## REQUIREMENT
In the copy, include every entry exactly but none of the pictures.

## Code that builds pages

· · ·

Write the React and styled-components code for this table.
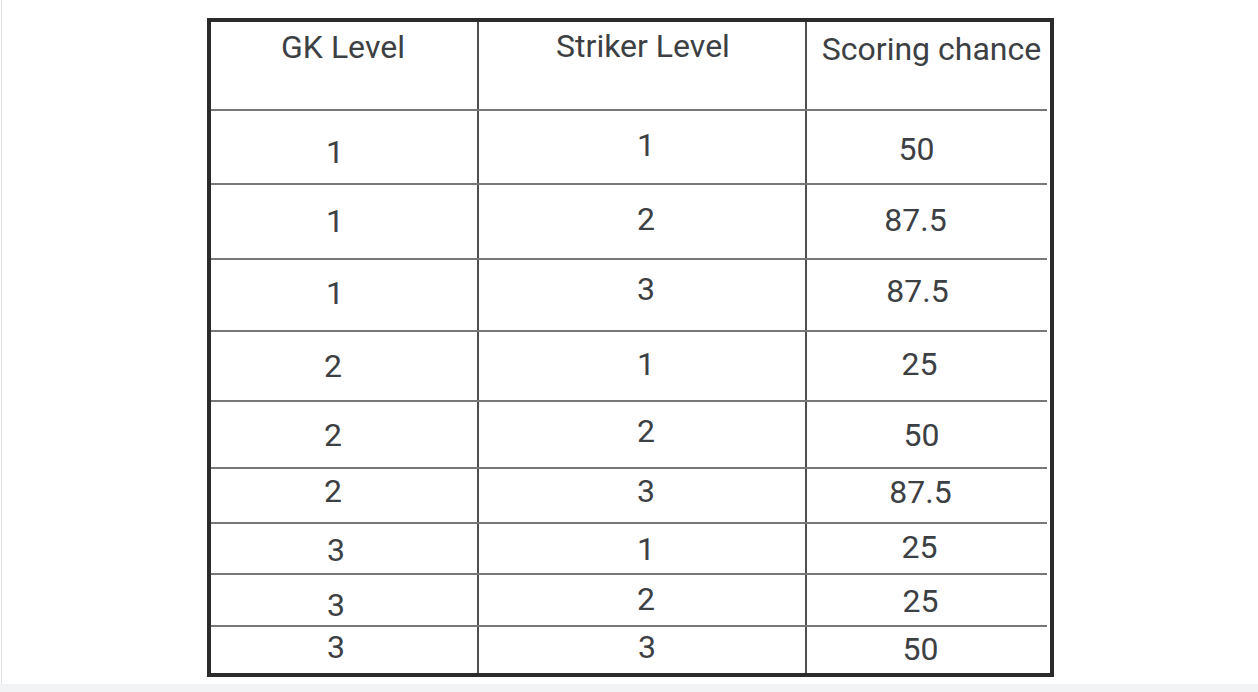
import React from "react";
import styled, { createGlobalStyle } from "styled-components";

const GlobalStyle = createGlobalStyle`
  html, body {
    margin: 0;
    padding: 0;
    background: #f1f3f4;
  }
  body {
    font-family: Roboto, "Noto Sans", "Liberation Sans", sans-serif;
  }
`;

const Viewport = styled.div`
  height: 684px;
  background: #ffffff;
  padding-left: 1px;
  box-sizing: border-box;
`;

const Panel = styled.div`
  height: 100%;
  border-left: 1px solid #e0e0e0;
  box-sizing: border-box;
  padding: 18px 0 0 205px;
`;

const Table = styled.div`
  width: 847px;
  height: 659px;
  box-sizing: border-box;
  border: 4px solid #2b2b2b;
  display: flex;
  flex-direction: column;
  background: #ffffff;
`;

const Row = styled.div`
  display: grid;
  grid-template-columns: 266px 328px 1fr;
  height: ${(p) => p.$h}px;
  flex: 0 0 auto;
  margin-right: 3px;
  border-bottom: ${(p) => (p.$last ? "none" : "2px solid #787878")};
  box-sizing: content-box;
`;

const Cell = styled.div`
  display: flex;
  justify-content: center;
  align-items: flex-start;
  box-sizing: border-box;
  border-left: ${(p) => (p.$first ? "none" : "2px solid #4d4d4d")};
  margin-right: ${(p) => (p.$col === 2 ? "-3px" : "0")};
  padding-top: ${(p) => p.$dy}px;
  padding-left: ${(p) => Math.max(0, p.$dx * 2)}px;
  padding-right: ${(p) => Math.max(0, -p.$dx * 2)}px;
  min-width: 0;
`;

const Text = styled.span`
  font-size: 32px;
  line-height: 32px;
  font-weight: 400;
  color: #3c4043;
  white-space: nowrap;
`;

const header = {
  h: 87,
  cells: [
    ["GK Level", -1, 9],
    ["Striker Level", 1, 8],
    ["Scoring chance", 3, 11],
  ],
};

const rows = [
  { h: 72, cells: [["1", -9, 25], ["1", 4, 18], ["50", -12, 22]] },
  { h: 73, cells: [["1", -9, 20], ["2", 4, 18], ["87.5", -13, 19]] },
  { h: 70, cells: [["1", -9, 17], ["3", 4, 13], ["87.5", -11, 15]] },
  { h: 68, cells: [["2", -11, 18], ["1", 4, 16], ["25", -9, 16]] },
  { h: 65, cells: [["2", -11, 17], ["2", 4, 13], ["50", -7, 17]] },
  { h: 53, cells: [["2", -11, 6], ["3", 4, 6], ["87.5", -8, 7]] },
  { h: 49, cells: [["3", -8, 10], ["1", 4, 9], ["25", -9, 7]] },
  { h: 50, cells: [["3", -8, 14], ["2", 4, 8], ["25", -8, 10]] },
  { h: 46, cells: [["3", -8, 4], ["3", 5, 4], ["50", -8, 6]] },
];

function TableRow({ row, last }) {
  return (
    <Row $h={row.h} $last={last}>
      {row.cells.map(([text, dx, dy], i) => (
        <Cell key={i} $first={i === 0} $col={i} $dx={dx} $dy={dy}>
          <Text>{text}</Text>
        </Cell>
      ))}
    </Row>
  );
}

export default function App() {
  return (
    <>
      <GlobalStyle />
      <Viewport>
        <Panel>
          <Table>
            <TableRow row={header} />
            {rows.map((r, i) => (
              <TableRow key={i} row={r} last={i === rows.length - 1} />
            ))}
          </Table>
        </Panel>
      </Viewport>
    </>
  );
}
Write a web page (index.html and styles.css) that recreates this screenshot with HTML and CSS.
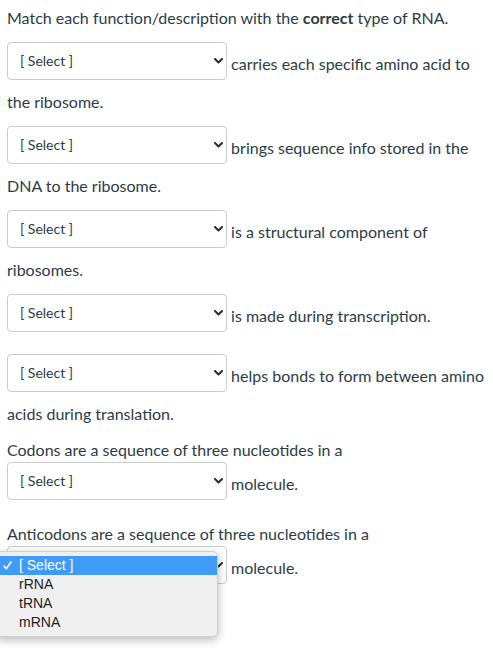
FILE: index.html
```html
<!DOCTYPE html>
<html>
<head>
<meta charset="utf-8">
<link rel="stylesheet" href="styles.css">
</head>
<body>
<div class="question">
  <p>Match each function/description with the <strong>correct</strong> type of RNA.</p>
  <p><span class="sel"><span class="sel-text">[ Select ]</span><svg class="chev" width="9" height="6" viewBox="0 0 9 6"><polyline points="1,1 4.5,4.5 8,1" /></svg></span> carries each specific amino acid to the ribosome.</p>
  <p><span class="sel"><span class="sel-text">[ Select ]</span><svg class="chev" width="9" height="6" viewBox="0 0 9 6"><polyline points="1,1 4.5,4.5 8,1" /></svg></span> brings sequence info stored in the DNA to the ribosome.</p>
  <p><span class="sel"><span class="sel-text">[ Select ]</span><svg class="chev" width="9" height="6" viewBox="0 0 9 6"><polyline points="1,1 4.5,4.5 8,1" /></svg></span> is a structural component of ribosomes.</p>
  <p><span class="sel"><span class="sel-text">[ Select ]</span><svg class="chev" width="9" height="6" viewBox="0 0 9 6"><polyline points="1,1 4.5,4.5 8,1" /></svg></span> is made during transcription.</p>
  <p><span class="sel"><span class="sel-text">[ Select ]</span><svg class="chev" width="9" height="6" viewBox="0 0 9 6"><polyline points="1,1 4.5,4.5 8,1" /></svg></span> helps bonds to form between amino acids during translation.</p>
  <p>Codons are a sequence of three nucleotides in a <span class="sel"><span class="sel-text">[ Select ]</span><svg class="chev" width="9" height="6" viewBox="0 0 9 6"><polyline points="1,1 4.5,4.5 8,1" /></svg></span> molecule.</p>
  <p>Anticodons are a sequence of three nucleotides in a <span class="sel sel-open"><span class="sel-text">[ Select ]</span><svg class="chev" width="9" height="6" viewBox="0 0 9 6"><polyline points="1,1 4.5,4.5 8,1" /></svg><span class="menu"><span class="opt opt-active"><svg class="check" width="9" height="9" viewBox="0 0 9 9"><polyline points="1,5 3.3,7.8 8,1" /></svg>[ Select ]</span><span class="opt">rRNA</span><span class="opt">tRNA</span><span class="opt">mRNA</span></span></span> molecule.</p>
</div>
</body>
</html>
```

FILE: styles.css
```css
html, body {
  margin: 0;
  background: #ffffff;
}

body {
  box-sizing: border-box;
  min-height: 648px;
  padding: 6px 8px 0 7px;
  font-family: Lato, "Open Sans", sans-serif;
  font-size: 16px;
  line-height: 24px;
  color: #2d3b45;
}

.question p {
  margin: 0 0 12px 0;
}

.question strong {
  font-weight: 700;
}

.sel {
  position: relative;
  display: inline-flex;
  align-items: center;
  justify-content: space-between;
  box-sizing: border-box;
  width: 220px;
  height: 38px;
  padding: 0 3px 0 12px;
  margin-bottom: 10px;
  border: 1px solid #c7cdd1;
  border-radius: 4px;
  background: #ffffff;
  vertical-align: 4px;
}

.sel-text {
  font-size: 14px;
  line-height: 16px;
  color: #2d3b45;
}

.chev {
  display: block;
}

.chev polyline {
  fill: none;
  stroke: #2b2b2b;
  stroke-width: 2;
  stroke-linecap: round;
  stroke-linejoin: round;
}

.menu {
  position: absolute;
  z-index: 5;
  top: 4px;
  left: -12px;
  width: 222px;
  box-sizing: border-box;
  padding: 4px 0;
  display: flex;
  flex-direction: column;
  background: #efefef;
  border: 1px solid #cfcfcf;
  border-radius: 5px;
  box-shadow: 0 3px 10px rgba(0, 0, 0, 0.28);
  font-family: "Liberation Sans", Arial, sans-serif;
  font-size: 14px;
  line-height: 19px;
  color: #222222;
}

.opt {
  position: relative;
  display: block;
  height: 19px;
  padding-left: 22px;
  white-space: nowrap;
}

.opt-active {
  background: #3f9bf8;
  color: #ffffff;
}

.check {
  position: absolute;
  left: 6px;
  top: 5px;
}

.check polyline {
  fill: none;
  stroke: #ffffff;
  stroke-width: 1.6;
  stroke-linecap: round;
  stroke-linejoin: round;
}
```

· · ·

## EXERCISE SOLUTION
Write the React and styled-components code for this table.
import React from "react";
import styled, { createGlobalStyle } from "styled-components";

const GlobalStyle = createGlobalStyle`
  html, body {
    margin: 0;
    padding: 0;
    background: #f1f3f4;
  }
  body {
    font-family: Roboto, "Noto Sans", "Liberation Sans", sans-serif;
  }
`;

const Viewport = styled.div`
  height: 684px;
  background: #ffffff;
  padding-left: 1px;
  box-sizing: border-box;
`;

const Panel = styled.div`
  height: 100%;
  border-left: 1px solid #e0e0e0;
  box-sizing: border-box;
  padding: 18px 0 0 205px;
`;

const Table = styled.div`
  width: 847px;
  height: 659px;
  box-sizing: border-box;
  border: 4px solid #2b2b2b;
  display: flex;
  flex-direction: column;
  background: #ffffff;
`;

const Row = styled.div`
  display: grid;
  grid-template-columns: 266px 328px 1fr;
  height: ${(p) => p.$h}px;
  flex: 0 0 auto;
  margin-right: 3px;
  border-bottom: ${(p) => (p.$last ? "none" : "2px solid #787878")};
  box-sizing: content-box;
`;

const Cell = styled.div`
  display: flex;
  justify-content: center;
  align-items: flex-start;
  box-sizing: border-box;
  border-left: ${(p) => (p.$first ? "none" : "2px solid #4d4d4d")};
  margin-right: ${(p) => (p.$col === 2 ? "-3px" : "0")};
  padding-top: ${(p) => p.$dy}px;
  padding-left: ${(p) => Math.max(0, p.$dx * 2)}px;
  padding-right: ${(p) => Math.max(0, -p.$dx * 2)}px;
  min-width: 0;
`;

const Text = styled.span`
  font-size: 32px;
  line-height: 32px;
  font-weight: 400;
  color: #3c4043;
  white-space: nowrap;
`;

const header = {
  h: 87,
  cells: [
    ["GK Level", -1, 9],
    ["Striker Level", 1, 8],
    ["Scoring chance", 3, 11],
  ],
};

const rows = [
  { h: 72, cells: [["1", -9, 25], ["1", 4, 18], ["50", -12, 22]] },
  { h: 73, cells: [["1", -9, 20], ["2", 4, 18], ["87.5", -13, 19]] },
  { h: 70, cells: [["1", -9, 17], ["3", 4, 13], ["87.5", -11, 15]] },
  { h: 68, cells: [["2", -11, 18], ["1", 4, 16], ["25", -9, 16]] },
  { h: 65, cells: [["2", -11, 17], ["2", 4, 13], ["50", -7, 17]] },
  { h: 53, cells: [["2", -11, 6], ["3", 4, 6], ["87.5", -8, 7]] },
  { h: 49, cells: [["3", -8, 10], ["1", 4, 9], ["25", -9, 7]] },
  { h: 50, cells: [["3", -8, 14], ["2", 4, 8], ["25", -8, 10]] },
  { h: 46, cells: [["3", -8, 4], ["3", 5, 4], ["50", -8, 6]] },
];

function TableRow({ row, last }) {
  return (
    <Row $h={row.h} $last={last}>
      {row.cells.map(([text, dx, dy], i) => (
        <Cell key={i} $first={i === 0} $col={i} $dx={dx} $dy={dy}>
          <Text>{text}</Text>
        </Cell>
      ))}
    </Row>
  );
}

export default function App() {
  return (
    <>
      <GlobalStyle />
      <Viewport>
        <Panel>
          <Table>
            <TableRow row={header} />
            {rows.map((r, i) => (
              <TableRow key={i} row={r} last={i === rows.length - 1} />
            ))}
          </Table>
        </Panel>
      </Viewport>
    </>
  );
}
Write a web page (index.html and styles.css) that recreates this screenshot with HTML and CSS.
FILE: index.html
```html
<!DOCTYPE html>
<html>
<head>
<meta charset="utf-8">
<link rel="stylesheet" href="styles.css">
</head>
<body>
<div class="question">
  <p>Match each function/description with the <strong>correct</strong> type of RNA.</p>
  <p><span class="sel"><span class="sel-text">[ Select ]</span><svg class="chev" width="9" height="6" viewBox="0 0 9 6"><polyline points="1,1 4.5,4.5 8,1" /></svg></span> carries each specific amino acid to the ribosome.</p>
  <p><span class="sel"><span class="sel-text">[ Select ]</span><svg class="chev" width="9" height="6" viewBox="0 0 9 6"><polyline points="1,1 4.5,4.5 8,1" /></svg></span> brings sequence info stored in the DNA to the ribosome.</p>
  <p><span class="sel"><span class="sel-text">[ Select ]</span><svg class="chev" width="9" height="6" viewBox="0 0 9 6"><polyline points="1,1 4.5,4.5 8,1" /></svg></span> is a structural component of ribosomes.</p>
  <p><span class="sel"><span class="sel-text">[ Select ]</span><svg class="chev" width="9" height="6" viewBox="0 0 9 6"><polyline points="1,1 4.5,4.5 8,1" /></svg></span> is made during transcription.</p>
  <p><span class="sel"><span class="sel-text">[ Select ]</span><svg class="chev" width="9" height="6" viewBox="0 0 9 6"><polyline points="1,1 4.5,4.5 8,1" /></svg></span> helps bonds to form between amino acids during translation.</p>
  <p>Codons are a sequence of three nucleotides in a <span class="sel"><span class="sel-text">[ Select ]</span><svg class="chev" width="9" height="6" viewBox="0 0 9 6"><polyline points="1,1 4.5,4.5 8,1" /></svg></span> molecule.</p>
  <p>Anticodons are a sequence of three nucleotides in a <span class="sel sel-open"><span class="sel-text">[ Select ]</span><svg class="chev" width="9" height="6" viewBox="0 0 9 6"><polyline points="1,1 4.5,4.5 8,1" /></svg><span class="menu"><span class="opt opt-active"><svg class="check" width="9" height="9" viewBox="0 0 9 9"><polyline points="1,5 3.3,7.8 8,1" /></svg>[ Select ]</span><span class="opt">rRNA</span><span class="opt">tRNA</span><span class="opt">mRNA</span></span></span> molecule.</p>
</div>
</body>
</html>
```

FILE: styles.css
```css
html, body {
  margin: 0;
  background: #ffffff;
}

body {
  box-sizing: border-box;
  min-height: 648px;
  padding: 6px 8px 0 7px;
  font-family: Lato, "Open Sans", sans-serif;
  font-size: 16px;
  line-height: 24px;
  color: #2d3b45;
}

.question p {
  margin: 0 0 12px 0;
}

.question strong {
  font-weight: 700;
}

.sel {
  position: relative;
  display: inline-flex;
  align-items: center;
  justify-content: space-between;
  box-sizing: border-box;
  width: 220px;
  height: 38px;
  padding: 0 3px 0 12px;
  margin-bottom: 10px;
  border: 1px solid #c7cdd1;
  border-radius: 4px;
  background: #ffffff;
  vertical-align: 4px;
}

.sel-text {
  font-size: 14px;
  line-height: 16px;
  color: #2d3b45;
}

.chev {
  display: block;
}

.chev polyline {
  fill: none;
  stroke: #2b2b2b;
  stroke-width: 2;
  stroke-linecap: round;
  stroke-linejoin: round;
}

.menu {
  position: absolute;
  z-index: 5;
  top: 4px;
  left: -12px;
  width: 222px;
  box-sizing: border-box;
  padding: 4px 0;
  display: flex;
  flex-direction: column;
  background: #efefef;
  border: 1px solid #cfcfcf;
  border-radius: 5px;
  box-shadow: 0 3px 10px rgba(0, 0, 0, 0.28);
  font-family: "Liberation Sans", Arial, sans-serif;
  font-size: 14px;
  line-height: 19px;
  color: #222222;
}

.opt {
  position: relative;
  display: block;
  height: 19px;
  padding-left: 22px;
  white-space: nowrap;
}

.opt-active {
  background: #3f9bf8;
  color: #ffffff;
}

.check {
  position: absolute;
  left: 6px;
  top: 5px;
}

.check polyline {
  fill: none;
  stroke: #ffffff;
  stroke-width: 1.6;
  stroke-linecap: round;
  stroke-linejoin: round;
}
```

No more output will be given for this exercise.